If you instantiate that class (a = new classA), then modifying that instance a won't change the base class itself. Instances of classA will inherit everything from classA.prototype, but that doesn't apply backwards, changing a won't change classA.
If you have two instances like a1 = new classA and a2 = new classA then you can make changes to both a1 and a2 without effecting the other. Changing classA.prototype on the other hand will be visible in both of them.
The variable shared of instance a will have the default value until it is given a new value. The default value is the value of classA.prototype.shared.

It's because prototypes are not class definitions. Prototypical variables are not static variables. Think of the word prototype. It's not a model used to build an object -- it is an example object to be duplicated.

I assumed that since prototypes will be shared between objects then so will their variables.

They are, but this:

a.shared++

is not doing what you think it's doing. It's in fact (approximately) sugar syntax for:

(a.shared= a.shared+1)-1

(the -1 being to return the pre-increment value, not that you're actually using the retrun value, but still.)

So this is actually doing an assigment to a.shared. When you assign to an instance member you are always writing to that instance's own members, not touching any members of any of its prototypes. It's the same as saying:

classA.prototype.shared= 1;
a.shared= 2;

So your new a.shared hides the prototype.shared without altering it. Other instances of classA would continue to show the prototype's value 1. If you deleted a.shared you would once again be able to see the prototype's variable that was hidden behind it.

Incrementing the shared property via the instance makes it a property of that instance, which is why you're seeing this behaviour.

Once you've done that, you'll never be accessing the prototype for that property through the instance, but its own property.

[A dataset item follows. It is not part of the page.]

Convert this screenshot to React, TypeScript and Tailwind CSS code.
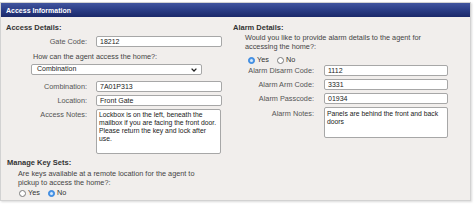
import React from "react";

const font = { fontFamily: '"Liberation Sans", Arial, sans-serif' };

function Input({ value, w }: { value: string; w: string }) {
  return (
    <div
      className={`${w} h-[11px] bg-white border border-[#a7a7a7] rounded-[2px] flex items-center pl-[3px] text-[7px] leading-[9px] text-[#222]`}
    >
      {value}
    </div>
  );
}

function Radio({ checked }: { checked: boolean }) {
  return checked ? (
    <span className="w-[7px] h-[7px] rounded-full bg-[#4a97ea] border border-[#3a86dc] flex items-center justify-center shrink-0">
      <span className="w-[3px] h-[3px] rounded-full bg-[#d6e8fc]" />
    </span>
  ) : (
    <span className="w-[7px] h-[7px] rounded-full bg-white border border-[#7b7b7b] shrink-0" />
  );
}

function RadioPair({ yes }: { yes: boolean }) {
  return (
    <div className="flex items-center h-[8px] text-[7.3px] leading-[8px] text-[#333]">
      <Radio checked={yes} />
      <span className="ml-[2px]">Yes</span>
      <span className="ml-[8px] flex items-center">
        <Radio checked={!yes} />
        <span className="ml-[2px]">No</span>
      </span>
    </div>
  );
}

function Row({
  label,
  labelW,
  gap,
  children,
  mt,
}: {
  label: string;
  labelW: string;
  gap: string;
  children: React.ReactNode;
  mt: string;
}) {
  return (
    <div className={`flex items-center ${mt}`}>
      <div className={`${labelW} text-right text-[7.3px] leading-[9px] text-[#555] whitespace-nowrap`}>{label}</div>
      <div className={gap}>{children}</div>
    </div>
  );
}

export default function App() {
  return (
    <div className="w-[474px] h-[204px] bg-white pt-[2px]" style={font}>
      <div className="w-[471px] h-[199px] bg-[#f1eeec] border border-[#d2d2d2] shadow-[1px_1px_2px_rgba(0,0,0,0.15)] flex flex-col">
        <div className="h-[14px] bg-gradient-to-b from-[#41559f] via-[#2b3d86] to-[#1b296a] flex items-center pl-[5px]">
          <span className="text-white font-bold text-[7px] leading-[9px]">Access Information</span>
        </div>
        <div className="flex pt-[6px]">
          {/* Left column */}
          <div className="w-[232px] pl-[5px]">
            <div className="h-[10px] text-[7.5px] leading-[10px] font-bold text-[#333]">Access Details:</div>
            <Row label="Gate Code:" labelW="w-[81px]" gap="ml-[9px]" mt="mt-[3px]">
              <Input value="18212" w="w-[126px]" />
            </Row>
            <div className="mt-[5px] ml-[27px] h-[9px] text-[7.3px] leading-[9px] text-[#444]">
              How can the agent access the home?:
            </div>
            <div className="mt-[3px] ml-[25px] w-[171px] h-[11px] bg-white border border-[#a7a7a7] rounded-[2px] flex items-center justify-between pl-[5px] pr-[4px] text-[7px] text-[#222]">
              <span>Combination</span>
              <svg width="6" height="4" viewBox="0 0 6 4">
                <polyline points="0.6,0.6 3,3 5.4,0.6" fill="none" stroke="#222" strokeWidth="1.3" />
              </svg>
            </div>
            <Row label="Combination:" labelW="w-[81px]" gap="ml-[9px]" mt="mt-[6px]">
              <Input value="7A01P313" w="w-[126px]" />
            </Row>
            <Row label="Location:" labelW="w-[81px]" gap="ml-[9px]" mt="mt-[3px]">
              <Input value="Front Gate" w="w-[126px]" />
            </Row>
            <div className="flex items-start mt-[3px]">
              <div className="w-[81px] text-right text-[7.3px] leading-[9px] text-[#555] pt-[1px]">Access Notes:</div>
              <div className="ml-[9px] w-[125px] h-[45px] bg-white border border-[#a7a7a7] rounded-[2px] pl-[2px] pt-[1px] text-[6.8px] leading-[8px] text-[#222] whitespace-nowrap">
                Lockbox is on the left, beneath the
                <br />
                mailbox if you are facing the front door.
                <br />
                Please return the key and lock after
                <br />
                use.
              </div>
            </div>
            <div className="mt-[4px] ml-[1px] h-[10px] text-[7.5px] leading-[10px] font-bold text-[#333]">Manage Key Sets:</div>
            <div className="mt-[2px] ml-[12px] text-[7.3px] leading-[8.5px] text-[#444] whitespace-nowrap">
              Are keys available at a remote location for the agent to
              <br />
              pickup to access the home?:
            </div>
            <div className="mt-[2px] ml-[13px]">
              <RadioPair yes={false} />
            </div>
          </div>
          {/* Right column */}
          <div className="w-[237px]">
            <div className="h-[10px] text-[7.5px] leading-[10px] font-bold text-[#333]">Alarm Details:</div>
            <div className="mt-[1px] ml-[12px] text-[7.3px] leading-[8.5px] text-[#444] whitespace-nowrap">
              Would you like to provide alarm details to the agent for
              <br />
              accessing the home?:
            </div>
            <div className="mt-[5px] ml-[15px]">
              <RadioPair yes={true} />
            </div>
            <Row label="Alarm Disarm Code:" labelW="w-[81px]" gap="ml-[10px]" mt="mt-[1px]">
              <Input value="1112" w="w-[124px]" />
            </Row>
            <Row label="Alarm Arm Code:" labelW="w-[81px]" gap="ml-[10px]" mt="mt-[3px]">
              <Input value="3331" w="w-[124px]" />
            </Row>
            <Row label="Alarm Passcode:" labelW="w-[81px]" gap="ml-[10px]" mt="mt-[3px]">
              <Input value="01934" w="w-[124px]" />
            </Row>
            <div className="flex items-start mt-[3px]">
              <div className="w-[81px] text-right text-[7.3px] leading-[9px] text-[#555] pt-[2px]">Alarm Notes:</div>
              <div className="ml-[10px] w-[124px] h-[31px] bg-white border border-[#a7a7a7] rounded-[2px] pl-[2px] pt-[2px] text-[6.8px] leading-[8px] text-[#222] whitespace-nowrap">
                Panels are behind the front and back
                <br />
                doors
              </div>
            </div>
          </div>
        </div>
      </div>
    </div>
  );
}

>>> function ConstructorA() {};
>>> ConstructorA.prototype.shared = 0;
>>> var a = new ConstructorA();
>>> ConstructorA.prototype.shared++;
>>> a.shared
1
>>> a.hasOwnProperty("shared")
false
>>> a.shared++;
>>> a.hasOwnProperty("shared")
true

This is why the correct solution is to use ConstructorA.shared, as suggested in many of the answers so far, and always access it through the constructor function, not an instance.

It might help to consider that there's no such thing as a class in JavaScript. "Instances" created with the new operator are just objects which have been created by a particular constructor function and have a particular prototype chain. This is why a.shared won't be able to access ConstructorA.shared - property access involves looking at the object in question for the named property, and failing that, walking its prototype chain looking for the property, but the constructor function which created the object isn't part of the prototype chain.

If you want to have a class variable, something like a static variable in Java, then you can declare a variable in the parent class, but then you shouldn't access it as a variable of the child objects. This article has a nice example of the class Circle having the variable Circle.PI = 3.14 while all the instances of Circle access it as Circle.PI (instead of c.PI).

So my answer is that if you want to have a class variable shared in classA then you shall declare the variable shared in classA, and later you should use classA.shared instead of a.shared. Changing a.shared will never result in classA.shared being changed.

You just put the member right on the "class" which in JavaScript is the function that constructs objects:

function ClassA(x) { this.x = x; }
ClassA.shared = "";
ClassA.prototype.foo = function() {
    return ClassA.shared + this.x;
}

var inst1 = new ClassA("world");
var inst2 = new ClassA("mars");

ClassA.shared = "Hello ";
console.log(inst1.foo());
console.log(inst2.foo());
ClassA.shared = "Good bye ";
console.log(inst1.foo());
console.log(inst2.foo());